● Stated task
How many of these lines hold the string "components"? Answer with the number only.

● Material provided
◆ ◆ ◆ ◆ ◆ ◆ ◆

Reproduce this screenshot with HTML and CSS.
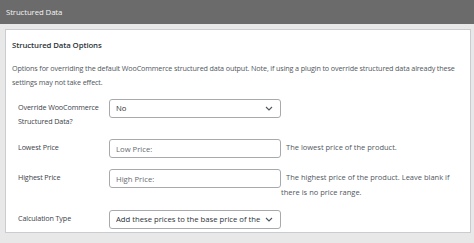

◆ ◆ ◆ ◆ ◆ ◆ ◆

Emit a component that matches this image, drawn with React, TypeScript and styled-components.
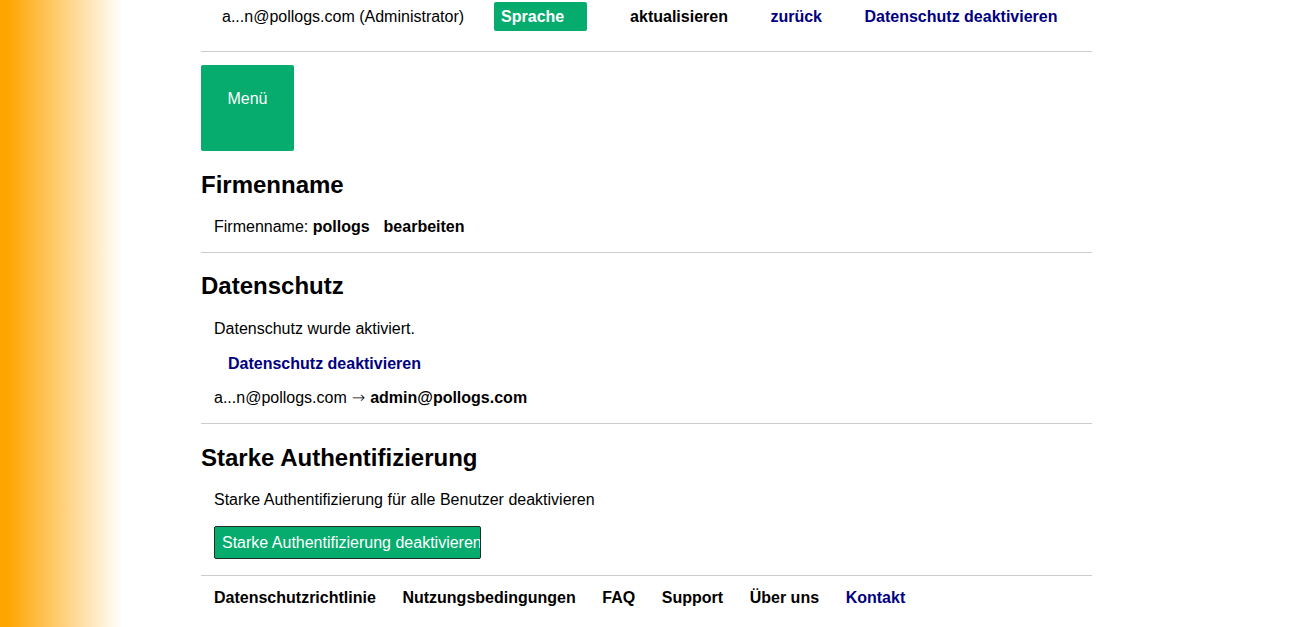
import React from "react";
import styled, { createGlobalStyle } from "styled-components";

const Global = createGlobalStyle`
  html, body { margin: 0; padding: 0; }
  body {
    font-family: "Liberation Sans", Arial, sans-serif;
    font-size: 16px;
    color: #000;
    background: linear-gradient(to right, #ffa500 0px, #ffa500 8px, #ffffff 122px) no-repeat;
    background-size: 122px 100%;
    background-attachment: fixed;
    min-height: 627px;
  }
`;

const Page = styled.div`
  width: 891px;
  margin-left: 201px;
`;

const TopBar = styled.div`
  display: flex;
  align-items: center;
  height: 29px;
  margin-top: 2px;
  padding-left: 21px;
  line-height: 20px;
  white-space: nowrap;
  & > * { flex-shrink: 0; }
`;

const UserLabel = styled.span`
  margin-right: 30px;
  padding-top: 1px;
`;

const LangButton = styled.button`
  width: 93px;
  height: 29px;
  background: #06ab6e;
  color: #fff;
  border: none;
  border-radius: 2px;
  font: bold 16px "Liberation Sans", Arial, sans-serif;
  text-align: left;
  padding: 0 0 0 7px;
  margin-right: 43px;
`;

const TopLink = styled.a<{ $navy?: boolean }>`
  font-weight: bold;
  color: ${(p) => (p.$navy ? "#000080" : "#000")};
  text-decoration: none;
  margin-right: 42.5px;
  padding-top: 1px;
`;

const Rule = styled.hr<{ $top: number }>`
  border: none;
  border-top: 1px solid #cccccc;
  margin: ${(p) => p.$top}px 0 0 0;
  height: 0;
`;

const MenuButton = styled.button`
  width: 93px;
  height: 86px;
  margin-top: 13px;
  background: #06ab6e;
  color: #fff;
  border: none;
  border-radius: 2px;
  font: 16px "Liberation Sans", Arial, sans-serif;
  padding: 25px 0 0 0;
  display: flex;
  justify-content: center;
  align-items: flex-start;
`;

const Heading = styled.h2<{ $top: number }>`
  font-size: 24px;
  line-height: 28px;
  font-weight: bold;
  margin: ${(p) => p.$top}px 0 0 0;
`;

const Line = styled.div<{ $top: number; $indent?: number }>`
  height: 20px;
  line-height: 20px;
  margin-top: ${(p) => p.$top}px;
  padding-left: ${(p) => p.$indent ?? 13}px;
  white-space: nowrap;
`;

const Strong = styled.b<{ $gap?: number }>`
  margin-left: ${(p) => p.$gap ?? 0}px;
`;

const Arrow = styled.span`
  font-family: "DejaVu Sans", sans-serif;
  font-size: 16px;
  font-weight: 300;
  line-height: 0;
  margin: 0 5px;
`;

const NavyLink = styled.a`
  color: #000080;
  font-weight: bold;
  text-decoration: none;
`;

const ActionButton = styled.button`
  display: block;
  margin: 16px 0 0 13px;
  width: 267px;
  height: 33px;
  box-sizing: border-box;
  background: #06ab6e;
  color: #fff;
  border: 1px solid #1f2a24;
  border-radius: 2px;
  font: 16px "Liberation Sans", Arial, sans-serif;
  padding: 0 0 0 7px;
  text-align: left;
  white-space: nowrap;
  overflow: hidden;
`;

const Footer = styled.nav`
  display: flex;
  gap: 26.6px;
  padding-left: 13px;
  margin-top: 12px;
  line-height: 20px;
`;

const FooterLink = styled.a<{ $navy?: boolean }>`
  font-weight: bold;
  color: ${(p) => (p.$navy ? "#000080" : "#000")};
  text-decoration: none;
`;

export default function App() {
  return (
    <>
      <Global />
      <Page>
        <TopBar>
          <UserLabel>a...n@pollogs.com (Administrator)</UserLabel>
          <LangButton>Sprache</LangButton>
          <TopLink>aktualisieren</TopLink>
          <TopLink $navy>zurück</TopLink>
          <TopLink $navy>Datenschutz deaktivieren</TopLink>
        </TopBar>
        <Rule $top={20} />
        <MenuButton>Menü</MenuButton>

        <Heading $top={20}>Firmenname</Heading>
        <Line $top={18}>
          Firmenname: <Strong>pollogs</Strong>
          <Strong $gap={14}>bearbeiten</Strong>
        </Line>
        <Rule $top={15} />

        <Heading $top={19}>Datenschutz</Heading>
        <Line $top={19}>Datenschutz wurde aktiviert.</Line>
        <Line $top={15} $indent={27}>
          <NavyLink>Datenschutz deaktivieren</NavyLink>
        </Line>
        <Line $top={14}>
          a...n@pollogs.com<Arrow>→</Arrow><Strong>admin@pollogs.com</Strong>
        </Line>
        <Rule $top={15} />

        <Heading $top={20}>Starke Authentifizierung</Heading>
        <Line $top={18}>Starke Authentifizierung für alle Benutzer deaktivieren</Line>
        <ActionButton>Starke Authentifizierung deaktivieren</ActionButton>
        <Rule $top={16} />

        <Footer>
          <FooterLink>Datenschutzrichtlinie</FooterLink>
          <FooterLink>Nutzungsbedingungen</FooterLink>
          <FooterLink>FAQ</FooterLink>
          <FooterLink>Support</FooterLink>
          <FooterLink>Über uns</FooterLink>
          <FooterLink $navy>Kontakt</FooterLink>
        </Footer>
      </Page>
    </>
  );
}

◆ ◆ ◆ ◆ ◆ ◆ ◆

● Result of the task
2